Ignorance and prejudices
The ‘racism’ word understandably provokes a fair amount of discomfort since it presents an unattractive picture which stands in sharp contrast to the official “unity in diversity” rhetoric. And yet it is a little ironic that even as we fume with righteous indignation at the treatment of Indians in the United States or Europe, we are shocked when we are accused of racism ourselves. Even if we were to agree with detractors who argue that it may be rash to characterise Nido’s killing as an instance of a hate crime or a racist attack and that it was just an instance of hooliganism that could have happened to anyone, it is a little difficult to forget that the comments about his looks and hairstyle which prompted Nido’s angry response smacked of racism. Nido’s death is a sad testimony to the fact that we are able to speak about systemic everyday racism only when confronted with the capital R variety.

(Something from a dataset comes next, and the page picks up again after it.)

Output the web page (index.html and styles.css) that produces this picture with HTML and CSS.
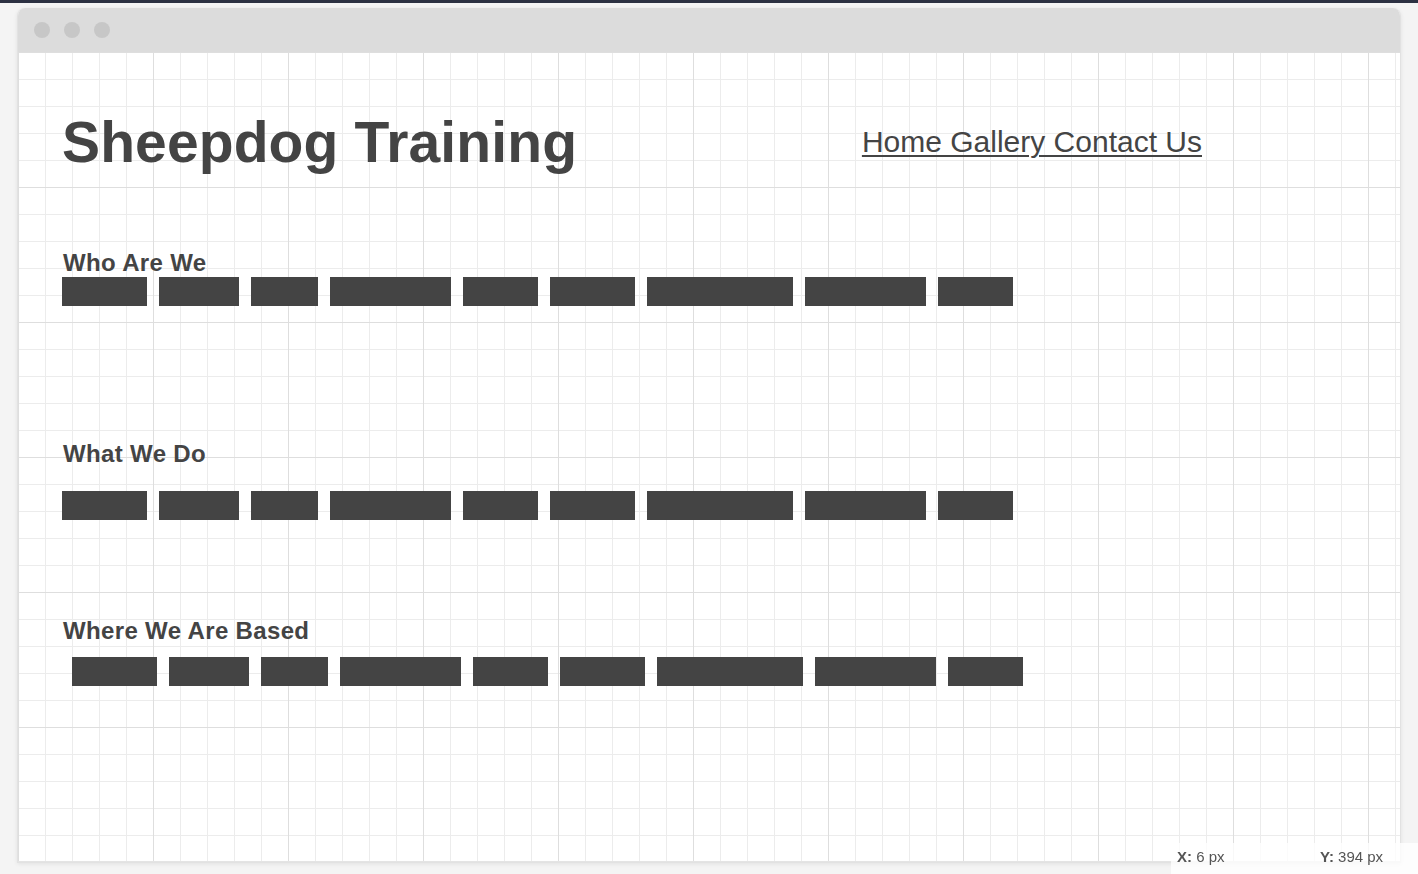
FILE: index.html
```html
<!DOCTYPE html>
<html lang="en">
<head>
<meta charset="utf-8">
<title>Sheepdog Training</title>
<link rel="stylesheet" href="styles.css">
</head>
<body>
<div class="topbar"></div>
<div class="page">
  <div class="window">
    <div class="titlebar">
      <span class="dot"></span><span class="dot"></span><span class="dot"></span>
    </div>
    <div class="canvas">
      <header class="site-header">
        <h1 class="site-title">Sheepdog Training</h1>
        <nav class="site-nav"><a href="#">Home Gallery Contact Us</a></nav>
      </header>
      <section class="block block-who">
        <h2 class="block-title">Who Are We</h2>
        <div class="redacted">
          <span></span><span></span><span></span><span></span><span></span><span></span><span></span><span></span><span></span>
        </div>
      </section>
      <section class="block block-what">
        <h2 class="block-title">What We Do</h2>
        <div class="redacted">
          <span></span><span></span><span></span><span></span><span></span><span></span><span></span><span></span><span></span>
        </div>
      </section>
      <section class="block block-where">
        <h2 class="block-title">Where We Are Based</h2>
        <div class="redacted redacted-indent">
          <span></span><span></span><span></span><span></span><span></span><span></span><span></span><span></span><span></span>
        </div>
      </section>
    </div>
  </div>
</div>
<div class="coords"><span class="coord coord-x"><b>X:</b> 6 px</span><span class="coord coord-y"><b>Y:</b> 394 px</span></div>
</body>
</html>
```
FILE: styles.css
```css
* { box-sizing: border-box; }
html, body { margin: 0; padding: 0; }
body {
  background: #f4f4f4;
  font-family: "Liberation Sans", Arial, sans-serif;
  color: #444;
  width: 1418px;
  height: 874px;
  overflow: hidden;
}
.topbar {
  height: 3px;
  background: #2c3142;
}
.page {
  padding: 5px 17px 0 17px;
}
.window {
  width: 1384px;
  height: 855px;
  border: 1px solid #e2e2e2;
  border-top: none;
  border-radius: 8px 8px 0 0;
  background: #fff;
  box-shadow: 0 1px 4px rgba(0,0,0,0.08);
  overflow: hidden;
}
.titlebar {
  height: 44px;
  background: #dcdcdc;
  display: flex;
  align-items: center;
  gap: 14px;
  padding-left: 16px;
}
.dot {
  width: 16px;
  height: 16px;
  border-radius: 50%;
  background: #c7c7c7;
}
.canvas {
  height: 811px;
  background-color: #fff;
  background-image:
    linear-gradient(to right, #dedede 1px, transparent 1px),
    linear-gradient(to bottom, #dedede 1px, transparent 1px),
    linear-gradient(to right, #ececec 1px, transparent 1px),
    linear-gradient(to bottom, #ececec 1px, transparent 1px);
  background-size: 135px 135px, 135px 135px, 27px 27px, 27px 27px;
  padding: 62px 198px 0 44px;
  border-bottom: 2px solid #e4e4e4;
}
.site-header {
  display: flex;
  align-items: flex-start;
}
.site-title {
  margin: 0;
  font-size: 57px;
  line-height: 57px;
  font-weight: 700;
  letter-spacing: 0.12px;
  color: #444;
}
.site-nav {
  margin-left: auto;
  margin-top: 13px;
  font-size: 30px;
  line-height: 30px;
}
.site-nav a {
  color: #444;
  text-decoration: underline;
  text-decoration-thickness: 2px;
  text-underline-offset: 3px;
}
.block-title {
  margin: 0;
  padding-left: 1px;
  font-size: 24px;
  line-height: 24px;
  font-weight: 700;
  letter-spacing: 0.35px;
  color: #444;
}
.block-who { margin-top: 80px; }
.block-who .redacted { margin-top: 2px; }
.block-what { margin-top: 136px; }
.block-what .redacted { margin-top: 25px; }
.block-where { margin-top: 99px; }
.block-where .redacted { margin-top: 14px; }
.redacted {
  display: flex;
  gap: 12px;
}
.redacted-indent { padding-left: 10px; }
.redacted span {
  display: block;
  height: 29px;
  background: #444;
}
.redacted span:nth-child(1) { width: 85px; }
.redacted span:nth-child(2) { width: 80px; }
.redacted span:nth-child(3) { width: 67px; }
.redacted span:nth-child(4) { width: 121px; }
.redacted span:nth-child(5) { width: 75px; }
.redacted span:nth-child(6) { width: 85px; }
.redacted span:nth-child(7) { width: 146px; }
.redacted span:nth-child(8) { width: 121px; }
.redacted span:nth-child(9) { width: 75px; }
.coords {
  position: fixed;
  left: 1171px;
  top: 843px;
  width: 247px;
  height: 31px;
  background: rgba(255,255,255,0.78);
  font-size: 15px;
  line-height: 15px;
  color: #555;
  display: flex;
  padding: 6px 0 0 6px;
}
.coord b { font-weight: 700; }
.coord-x { width: 143px; }
```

Commentators have observed that the cultural ignorance and prejudices have always existed in India citing the familiar example of how all South Indians are “Madrasis” and those living north of the Vindhyas are clubbed “Punjabis.” But it is important to recognise one crucial difference in the way that people from the northeast are treated. While a north Indian may be called a Punjabi or a South Indian a Madrasi, the markers are still within the rubric of Indian nationhood whereas it is not uncommon for northeastern Indians to be hailed as Chinese, Japanese, Nepali or Korean. One of the placards in the protest against racism in Delhi on Saturday read: “We are confused and scared in our own country. What shall we call ourselves? Indians? Nepalis? Chinese?” When was the last time someone from Delhi was called an Afghan because of the similarity of his or her facial features? Kashmiris on the other hand can equally testify to the generous bestowing of indiscriminate citizenship having been accustomed to being called Pakistanis.

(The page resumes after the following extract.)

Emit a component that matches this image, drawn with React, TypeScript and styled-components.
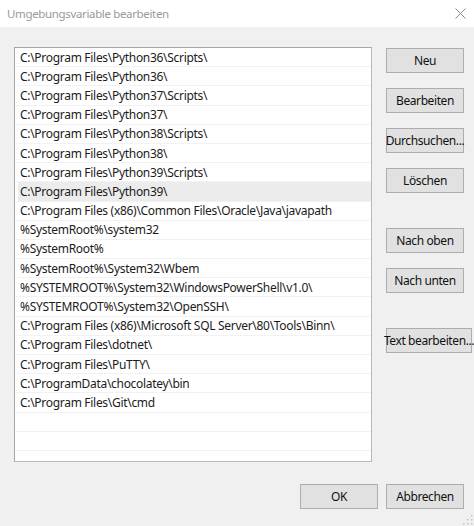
import React from "react";
import styled, { createGlobalStyle } from "styled-components";

const Global = createGlobalStyle`
  html, body { margin: 0; padding: 0; }
  body {
    width: 474px;
    height: 526px;
    overflow: hidden;
    background: #f0f0f0;
    font-family: "Noto Sans", "Open Sans", sans-serif;
    font-size: 12px;
    color: #000;
  }
`;

const Window = styled.div`
  width: 474px;
  height: 526px;
  display: flex;
  flex-direction: column;
  background: #f0f0f0;
  position: relative;
`;

const TitleBar = styled.div`
  height: 27px;
  background: #ffffff;
  display: flex;
  align-items: center;
  justify-content: space-between;
  padding: 0 8px 0 7px;
  box-sizing: border-box;
`;

const Title = styled.span`
  color: #9a9a9a;
  font-size: 11.5px;
  letter-spacing: -0.35px;
`;

const Close = styled.svg`
  width: 11px;
  height: 11px;
`;

const Body = styled.div`
  display: flex;
  flex-direction: column;
  padding: 20px 10px 0 14px;
`;

const Main = styled.div`
  display: flex;
  gap: 14px;
`;

const List = styled.div`
  width: 358px;
  height: 415px;
  flex: 0 0 358px;
  box-sizing: border-box;
  background: #ffffff;
  border: 1px solid #a7a7a7;
  border-right-color: #b9b9b9;
  border-bottom-color: #b9b9b9;
  display: flex;
  flex-direction: column;
  overflow: hidden;
`;

const Row = styled.div<{ $selected?: boolean }>`
  height: 19.2px;
  flex: 0 0 19.2px;
  box-sizing: border-box;
  border-bottom: 1px solid #f2f2f2;
  padding-left: 5px;
  display: flex;
  align-items: center;
  white-space: nowrap;
  color: #1b1b1b;
  font-size: 12px;
  letter-spacing: -0.3px;
  background: ${(p) =>
    p.$selected
      ? "linear-gradient(to right, transparent 3px, #ececec 3px)"
      : "transparent"};
`;

const Buttons = styled.div`
  display: flex;
  flex-direction: column;
  width: 78px;
  flex: 0 0 78px;
  padding-top: 1px;
`;

const Button = styled.button<{ $top?: number; $wide?: boolean }>`
  width: ${(p) => (p.$wide ? "86px" : "78px")};
  flex: 0 0 auto;
  height: 25px;
  margin-top: ${(p) => p.$top ?? 0}px;
  box-sizing: border-box;
  background: #e1e1e1;
  border: 1px solid #adadad;
  font-family: "Noto Sans", "Open Sans", sans-serif;
  font-size: 12px;
  letter-spacing: -0.4px;
  color: #111;
  padding: 0;
  display: flex;
  align-items: center;
  justify-content: center;
  white-space: nowrap;
`;

const Footer = styled.div`
  display: flex;
  justify-content: flex-end;
  gap: 8px;
  margin-top: 22px;
`;

const Grip = styled.svg`
  position: absolute;
  right: 1px;
  bottom: 1px;
  width: 11px;
  height: 11px;
`;

const paths = [
  "C:\\Program Files\\Python36\\Scripts\\",
  "C:\\Program Files\\Python36\\",
  "C:\\Program Files\\Python37\\Scripts\\",
  "C:\\Program Files\\Python37\\",
  "C:\\Program Files\\Python38\\Scripts\\",
  "C:\\Program Files\\Python38\\",
  "C:\\Program Files\\Python39\\Scripts\\",
  "C:\\Program Files\\Python39\\",
  "C:\\Program Files (x86)\\Common Files\\Oracle\\Java\\javapath",
  "%SystemRoot%\\system32",
  "%SystemRoot%",
  "%SystemRoot%\\System32\\Wbem",
  "%SYSTEMROOT%\\System32\\WindowsPowerShell\\v1.0\\",
  "%SYSTEMROOT%\\System32\\OpenSSH\\",
  "C:\\Program Files (x86)\\Microsoft SQL Server\\80\\Tools\\Binn\\",
  "C:\\Program Files\\dotnet\\",
  "C:\\Program Files\\PuTTY\\",
  "C:\\ProgramData\\chocolatey\\bin",
  "C:\\Program Files\\Git\\cmd",
  "",
  "",
  "",
];

export default function App() {
  return (
    <Window>
      <Global />
      <TitleBar>
        <Title>Umgebungsvariable bearbeiten</Title>
        <Close viewBox="0 0 11 11">
          <path d="M0.5 0.5 L10.5 10.5 M10.5 0.5 L0.5 10.5" stroke="#8a8a8a" strokeWidth="1" />
        </Close>
      </TitleBar>
      <Body>
        <Main>
          <List>
            {paths.map((p, i) => (
              <Row key={i} $selected={i === 7}>
                {p}
              </Row>
            ))}
          </List>
          <Buttons>
            <Button>Neu</Button>
            <Button $top={15}>Bearbeiten</Button>
            <Button $top={15}>Durchsuchen...</Button>
            <Button $top={15}>Löschen</Button>
            <Button $top={35}>Nach oben</Button>
            <Button $top={15}>Nach unten</Button>
            <Button $top={35} $wide>
              Text bearbeiten...
            </Button>
          </Buttons>
        </Main>
        <Footer>
          <Button>OK</Button>
          <Button>Abbrechen</Button>
        </Footer>
      </Body>
      <Grip viewBox="0 0 11 11">
        {[
          [9, 1], [9, 5], [5, 5], [9, 9], [5, 9], [1, 9],
        ].map(([x, y], i) => (
          <rect key={i} x={x} y={y} width="1.5" height="1.5" fill="#c4c4c4" />
        ))}
      </Grip>
    </Window>
  );
}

In the protests and the debates on media that have ensued, one of the recurring themes and slogans has been “We are Indians too.” While this is understandable as a claim of equal citizenship it is also a little disturbing since it casts a burden on people from the northeast having to prove their sameness rather than assert the right to be different. What then of the expatriate Japanese or Chinese community? Do they abrogate their right against non discrimination because they are not Indians? By framing the experience of racism within a limited rubric of citizenship alone we run the risk of obfuscating questions of national identity with questions of belonging. It is in fact ironic that groups who have proudly claimed their self-determination on the basis of their unique identity have to respond to the experience of racism through a sentimental language of citizenship.
A truly cosmopolitan ideal is one in which a city or a country can belong to you even if you do not belong to it and while it is tempting to resort to a liberal plea for promoting cultural awareness and the importance of “mainstreaming the northeast” — the complicated history of the northeast with its various self-determination movements and armed struggles requires a slightly different imagination of multicultural citizenship — one in which we move not from cultural difference into sameness but from cultural difference to cultural difference.
Opportunity to imagine
Racism in India has so far been debated in relation to the caste question but the northeast question is one that allows us an opportunity to imagine modes of collective living which go beyond the lip service multiculturalism of exotic floats accompanied by tribal dances in Republic Day parades. The presence of northeastern Indians in “mainstream” India extends the very concept of India and demands a political and ethical imagination beyond inclusion into history textbooks and speedy trials of hate crime cases alone; it asks instead what it may mean for the mainstream to be open to be northeasternised, for Maharashtrians to be a little more Bihari’d and to acknowledge that a plurality of hairstyles and food cultures only enriches our collective selves. The French philosopher, Gilles Deleuze once remarked that it is better to be a schizophrenic out for a walk than a neurotic on a couch — perhaps a bold imagination of our diversity demands that we be comfortable with our multiple identities if we are not to collapse into the neurosis of the singular.
Incidents like the Richard Loitam, Dana Sangma and now Nido Tania cases have the possibility of opening many old wounds which have only been tenuously resolved in recent times. It is not surprising that in the midst of the protest against racism, one protester chanted “ Hame kya chhahiye ? Azadi chhahiye .” This was echoed by many others who were there. It was a spontaneous act but one that stands witness to the fact that even if the Azadi is not about self-determination any longer, it echoes an underlying sense that they have never belonged. If we fail to understand that the call for freedom first and foremost emanates from the struggle against racism and discrimination, we run the risk of collapsing into what Tagore once described as a world broken up into fragments by narrow domestic walls.
(Lawrence Liang is a lawyer and researcher with the Alternative Law Forum. Golan Naulak is with Our Little Stories, currently based in New Delhi.)
By framing the experience of racism within a limited rubric of citizenship alone we run the risk of obfuscating questions of national identity with questions of belonging.